## Short problem
Pull every "this" line out of the data below.

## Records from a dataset
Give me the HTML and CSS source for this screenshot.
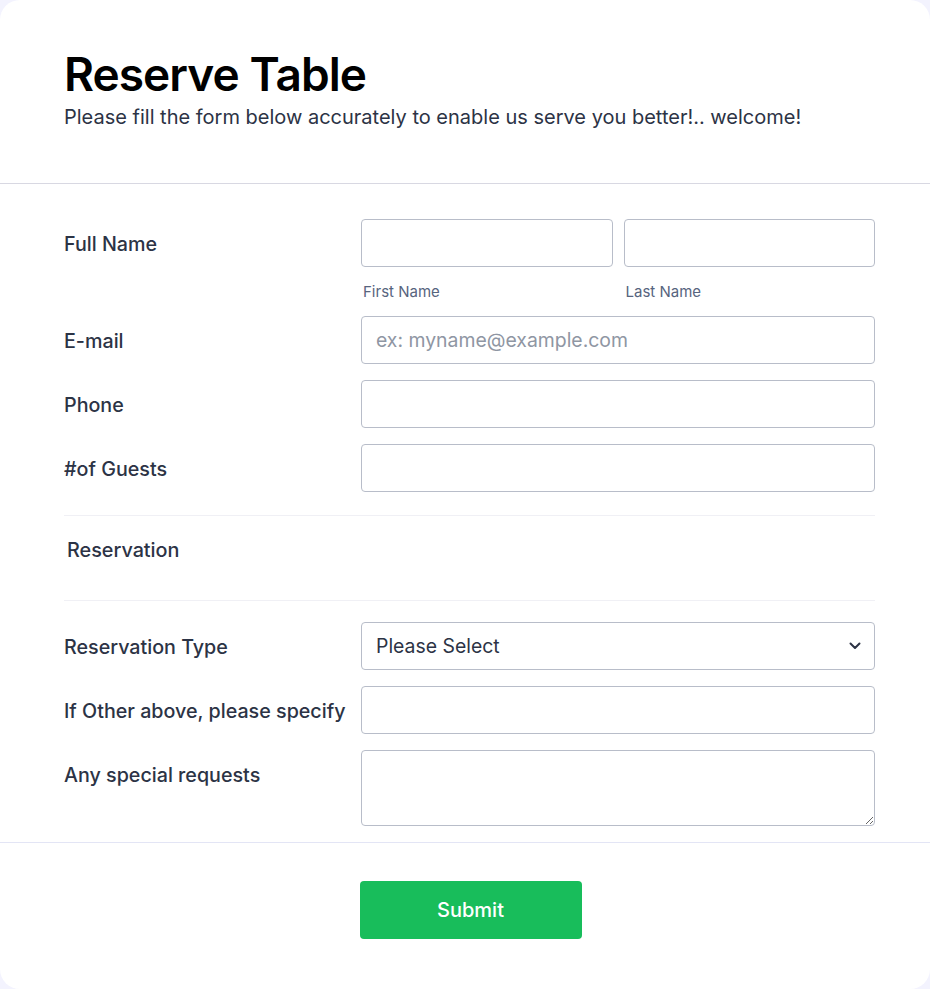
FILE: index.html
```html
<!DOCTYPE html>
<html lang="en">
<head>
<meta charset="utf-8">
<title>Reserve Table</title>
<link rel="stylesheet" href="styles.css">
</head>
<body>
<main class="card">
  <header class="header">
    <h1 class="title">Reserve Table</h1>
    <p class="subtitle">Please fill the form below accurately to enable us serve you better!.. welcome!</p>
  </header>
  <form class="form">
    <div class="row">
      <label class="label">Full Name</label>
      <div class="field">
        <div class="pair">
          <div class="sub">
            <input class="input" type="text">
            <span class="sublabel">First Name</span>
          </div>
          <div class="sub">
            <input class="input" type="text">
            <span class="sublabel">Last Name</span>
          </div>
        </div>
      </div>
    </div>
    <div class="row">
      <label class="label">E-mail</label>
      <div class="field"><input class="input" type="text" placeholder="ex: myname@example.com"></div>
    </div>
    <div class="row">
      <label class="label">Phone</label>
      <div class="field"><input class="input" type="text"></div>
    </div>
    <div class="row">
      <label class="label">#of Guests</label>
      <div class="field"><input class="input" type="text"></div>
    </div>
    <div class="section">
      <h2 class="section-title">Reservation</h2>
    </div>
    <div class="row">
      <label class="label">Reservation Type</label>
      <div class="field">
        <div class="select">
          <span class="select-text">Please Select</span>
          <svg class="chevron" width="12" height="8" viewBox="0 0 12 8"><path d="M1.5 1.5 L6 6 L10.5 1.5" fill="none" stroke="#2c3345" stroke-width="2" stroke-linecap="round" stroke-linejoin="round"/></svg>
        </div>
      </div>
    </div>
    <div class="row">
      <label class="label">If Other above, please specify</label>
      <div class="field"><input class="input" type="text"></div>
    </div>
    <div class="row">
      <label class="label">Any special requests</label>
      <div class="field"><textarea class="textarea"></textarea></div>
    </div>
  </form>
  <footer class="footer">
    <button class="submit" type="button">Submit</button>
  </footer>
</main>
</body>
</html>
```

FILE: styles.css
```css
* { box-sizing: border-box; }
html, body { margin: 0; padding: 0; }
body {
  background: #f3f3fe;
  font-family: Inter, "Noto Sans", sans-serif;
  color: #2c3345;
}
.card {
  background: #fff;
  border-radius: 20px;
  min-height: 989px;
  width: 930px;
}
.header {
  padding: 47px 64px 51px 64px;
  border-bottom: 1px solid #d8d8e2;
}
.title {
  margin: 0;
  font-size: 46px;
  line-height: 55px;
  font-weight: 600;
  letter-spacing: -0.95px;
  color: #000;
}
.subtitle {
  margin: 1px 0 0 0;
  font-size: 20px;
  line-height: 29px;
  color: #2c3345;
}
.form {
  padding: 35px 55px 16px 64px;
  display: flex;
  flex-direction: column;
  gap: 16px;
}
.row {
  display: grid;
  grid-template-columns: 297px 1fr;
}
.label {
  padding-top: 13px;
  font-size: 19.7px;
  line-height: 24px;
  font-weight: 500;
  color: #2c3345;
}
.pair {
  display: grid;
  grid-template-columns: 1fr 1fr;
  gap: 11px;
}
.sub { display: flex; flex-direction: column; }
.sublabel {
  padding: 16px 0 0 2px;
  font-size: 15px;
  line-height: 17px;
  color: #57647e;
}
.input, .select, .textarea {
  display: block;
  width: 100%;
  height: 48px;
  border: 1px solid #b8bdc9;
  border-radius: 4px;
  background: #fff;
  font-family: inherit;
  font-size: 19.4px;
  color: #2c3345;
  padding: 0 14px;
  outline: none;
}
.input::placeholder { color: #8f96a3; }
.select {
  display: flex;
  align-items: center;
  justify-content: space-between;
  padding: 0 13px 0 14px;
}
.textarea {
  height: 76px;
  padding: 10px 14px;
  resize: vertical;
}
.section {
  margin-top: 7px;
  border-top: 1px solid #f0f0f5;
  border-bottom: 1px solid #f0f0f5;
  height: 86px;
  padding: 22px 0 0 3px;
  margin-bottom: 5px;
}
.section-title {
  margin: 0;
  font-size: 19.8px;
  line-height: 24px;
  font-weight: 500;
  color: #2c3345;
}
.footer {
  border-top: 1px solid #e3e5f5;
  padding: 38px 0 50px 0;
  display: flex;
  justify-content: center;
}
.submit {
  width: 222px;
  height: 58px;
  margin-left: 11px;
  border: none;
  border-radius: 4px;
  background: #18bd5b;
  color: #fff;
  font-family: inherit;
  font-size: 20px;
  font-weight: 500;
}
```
...
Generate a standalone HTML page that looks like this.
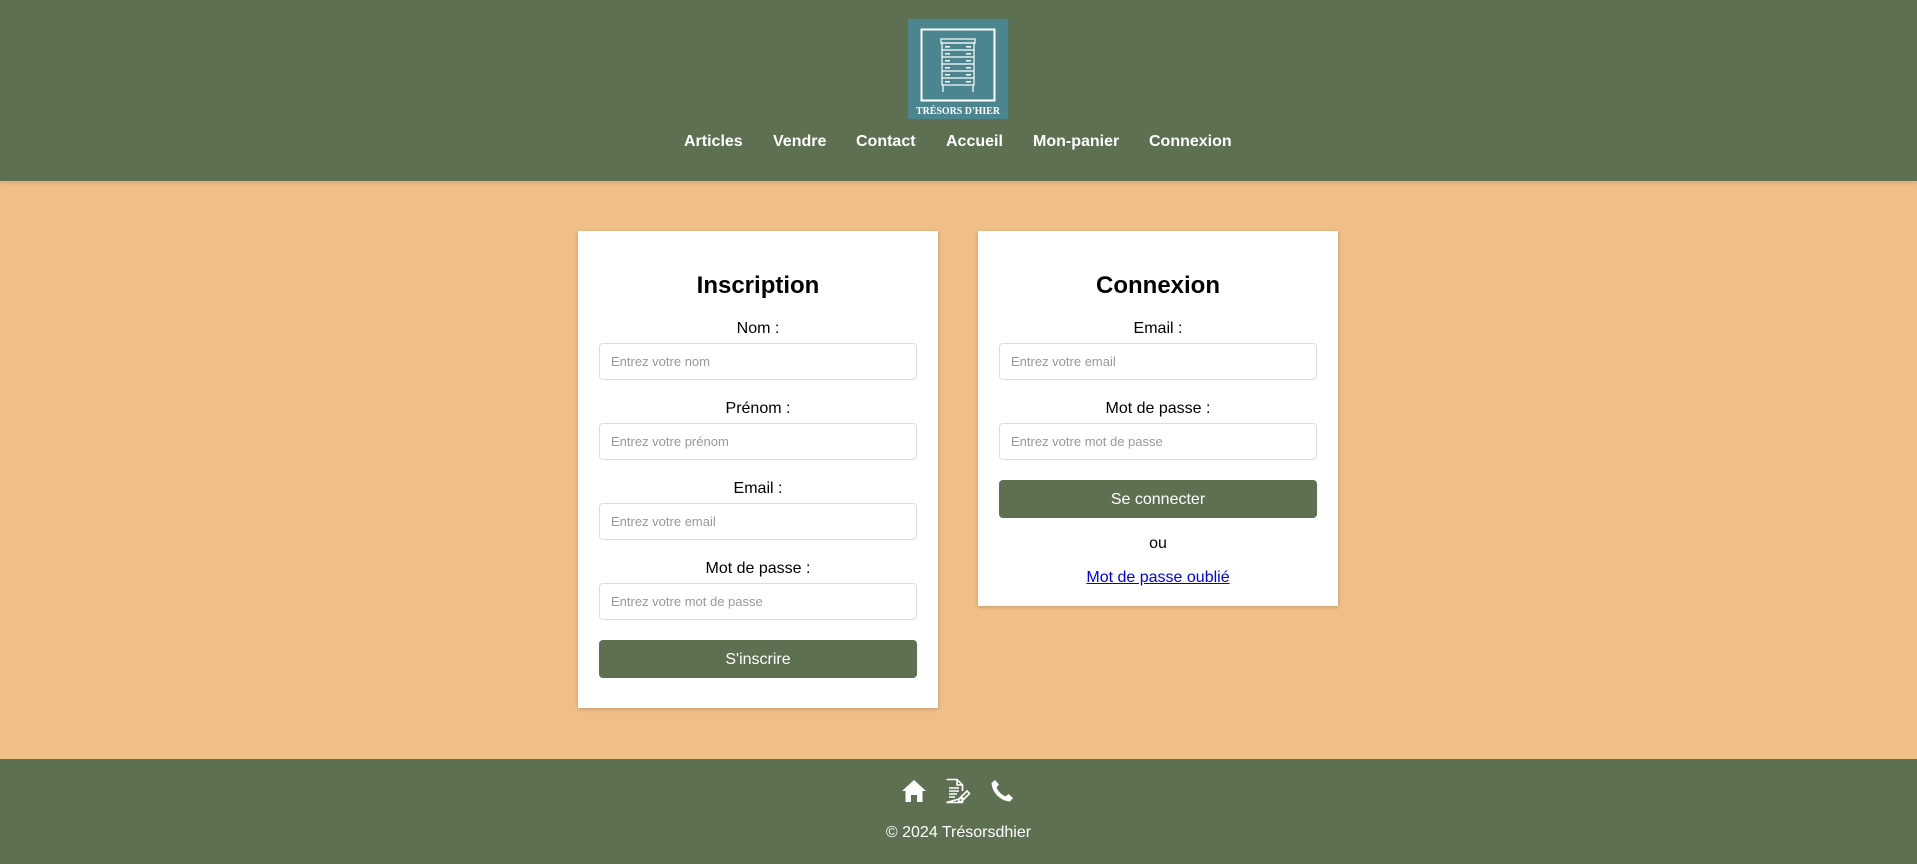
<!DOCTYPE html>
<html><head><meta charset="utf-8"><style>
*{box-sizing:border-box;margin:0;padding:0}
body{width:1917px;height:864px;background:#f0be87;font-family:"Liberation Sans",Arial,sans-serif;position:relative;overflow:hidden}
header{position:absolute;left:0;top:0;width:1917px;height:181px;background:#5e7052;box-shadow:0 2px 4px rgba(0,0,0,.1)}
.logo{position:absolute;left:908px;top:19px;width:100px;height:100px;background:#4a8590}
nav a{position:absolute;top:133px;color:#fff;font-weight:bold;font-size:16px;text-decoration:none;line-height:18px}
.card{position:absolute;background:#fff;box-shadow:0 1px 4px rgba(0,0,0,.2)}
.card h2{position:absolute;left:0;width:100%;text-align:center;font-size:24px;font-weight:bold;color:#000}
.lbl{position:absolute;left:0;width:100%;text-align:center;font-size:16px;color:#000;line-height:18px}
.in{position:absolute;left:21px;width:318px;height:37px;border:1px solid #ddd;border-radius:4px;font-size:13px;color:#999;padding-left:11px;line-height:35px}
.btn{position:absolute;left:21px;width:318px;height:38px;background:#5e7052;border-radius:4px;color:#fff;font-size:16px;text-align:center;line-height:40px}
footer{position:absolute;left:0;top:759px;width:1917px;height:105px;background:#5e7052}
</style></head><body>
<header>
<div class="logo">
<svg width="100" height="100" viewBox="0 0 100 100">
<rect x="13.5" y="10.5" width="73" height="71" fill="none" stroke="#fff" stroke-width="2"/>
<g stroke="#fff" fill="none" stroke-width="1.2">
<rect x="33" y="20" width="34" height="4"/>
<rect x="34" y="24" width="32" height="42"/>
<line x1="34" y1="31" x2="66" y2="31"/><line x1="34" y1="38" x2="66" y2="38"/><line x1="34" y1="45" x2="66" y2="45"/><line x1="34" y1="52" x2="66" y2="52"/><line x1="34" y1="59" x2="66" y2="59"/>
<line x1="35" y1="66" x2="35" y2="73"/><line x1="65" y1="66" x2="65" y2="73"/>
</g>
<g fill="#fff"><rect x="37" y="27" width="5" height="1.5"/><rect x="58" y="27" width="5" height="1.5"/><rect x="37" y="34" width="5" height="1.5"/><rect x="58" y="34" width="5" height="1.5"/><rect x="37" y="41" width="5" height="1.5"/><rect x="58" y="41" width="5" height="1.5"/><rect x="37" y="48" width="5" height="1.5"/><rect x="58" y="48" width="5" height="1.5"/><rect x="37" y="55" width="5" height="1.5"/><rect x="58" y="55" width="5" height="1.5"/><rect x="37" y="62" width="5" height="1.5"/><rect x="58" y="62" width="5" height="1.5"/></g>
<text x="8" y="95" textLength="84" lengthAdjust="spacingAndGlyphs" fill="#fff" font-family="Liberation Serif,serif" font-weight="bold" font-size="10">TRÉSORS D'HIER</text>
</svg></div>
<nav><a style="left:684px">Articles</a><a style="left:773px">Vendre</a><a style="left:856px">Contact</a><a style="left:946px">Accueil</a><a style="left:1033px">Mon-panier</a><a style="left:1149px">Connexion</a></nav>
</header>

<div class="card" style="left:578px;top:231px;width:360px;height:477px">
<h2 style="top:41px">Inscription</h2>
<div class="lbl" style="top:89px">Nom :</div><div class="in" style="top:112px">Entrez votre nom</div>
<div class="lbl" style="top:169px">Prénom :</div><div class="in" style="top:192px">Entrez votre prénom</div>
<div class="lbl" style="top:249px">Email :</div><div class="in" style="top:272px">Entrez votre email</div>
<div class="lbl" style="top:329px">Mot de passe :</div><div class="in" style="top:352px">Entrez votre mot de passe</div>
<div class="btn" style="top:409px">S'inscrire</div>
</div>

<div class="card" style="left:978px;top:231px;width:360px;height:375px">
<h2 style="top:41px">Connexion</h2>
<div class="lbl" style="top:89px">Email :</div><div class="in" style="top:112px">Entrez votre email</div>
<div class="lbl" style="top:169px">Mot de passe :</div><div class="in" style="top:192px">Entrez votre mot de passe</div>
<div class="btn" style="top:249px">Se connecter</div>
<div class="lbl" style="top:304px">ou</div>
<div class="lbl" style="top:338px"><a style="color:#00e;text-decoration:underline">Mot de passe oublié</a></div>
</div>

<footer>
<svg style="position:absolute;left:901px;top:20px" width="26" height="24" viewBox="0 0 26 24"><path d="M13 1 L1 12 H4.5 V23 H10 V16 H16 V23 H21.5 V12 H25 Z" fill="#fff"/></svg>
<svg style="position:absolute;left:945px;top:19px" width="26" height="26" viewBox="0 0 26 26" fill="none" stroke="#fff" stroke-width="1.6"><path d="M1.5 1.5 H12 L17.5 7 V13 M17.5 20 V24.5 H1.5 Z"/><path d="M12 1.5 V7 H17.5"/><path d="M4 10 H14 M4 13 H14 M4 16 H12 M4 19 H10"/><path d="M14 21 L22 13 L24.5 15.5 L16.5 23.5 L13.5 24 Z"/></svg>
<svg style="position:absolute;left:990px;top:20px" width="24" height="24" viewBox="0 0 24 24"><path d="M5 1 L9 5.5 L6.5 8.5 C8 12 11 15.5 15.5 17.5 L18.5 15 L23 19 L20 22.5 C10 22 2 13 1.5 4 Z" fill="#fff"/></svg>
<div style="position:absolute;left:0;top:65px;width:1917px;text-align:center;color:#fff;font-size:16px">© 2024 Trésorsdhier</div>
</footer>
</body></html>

## Right answer
Give me the HTML and CSS source for this screenshot.
Generate a standalone HTML page that looks like this.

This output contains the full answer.